Rich’s Products, a global food supplier and solutions provider to foodservice and retail marketplaces, has 33 manufacturing locations on six continents. When the supplier of Rich’s logistical and material requirements planning (MRP) technology in its North American plants went out of business, the company was forced to seek out alternatives.
Working with a new supplier (PEAK Technologies, peaktech.com), Rich’s developed an RF solution that integrated with SAP and real-time inventory and pallet tracking in all of its facilities. The company needed a quick solution for automated inventory tracking to ensure the oldest pallet of raw materials was always used first. The solution: a unique identifier for each pallet of inventory.
“We were able to roll the system out without much effort, and we haven’t had any downtime or any big issues,” said Mark Draksic, Rich’s manager of ERP systems and applications support. “We have improved inventory and cycle counting processes, put-away processing, inventory management, PO receipts handling. The list goes on.”
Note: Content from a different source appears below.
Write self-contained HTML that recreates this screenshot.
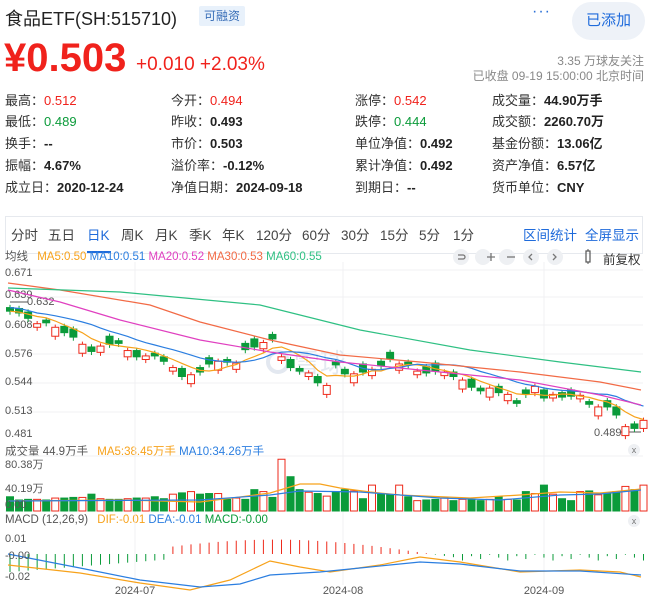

Rich implemented wireless hardware that provided fully integrated, real-time updates to the plant. New pallet labels contained the real-time data and could be scanned more easily. Finally, the company purchased bar code label printers that linked to the system.
Before the go-live, the warehouse staff reorganized 3,000 pallets of raw materials in a span of 16 hours, over two days. Then, they labeled all the pallets and used the mobile RF devices to scan the information into the system. The entire take-on process was completed ahead of schedule, during the warehouse’s busiest season, without missing a customer order.
After implementation, the receiving process has been a lot faster. Once the materials arrive, a label is immediately created for the inventory pallet. Rich’s associates can now track raw material by vendor, product and lot code.
“There are so many improvements to technology and user interface that morale and productivity are both way up,” says Draksic. “Moving away from a paper-based system has been well worth it.”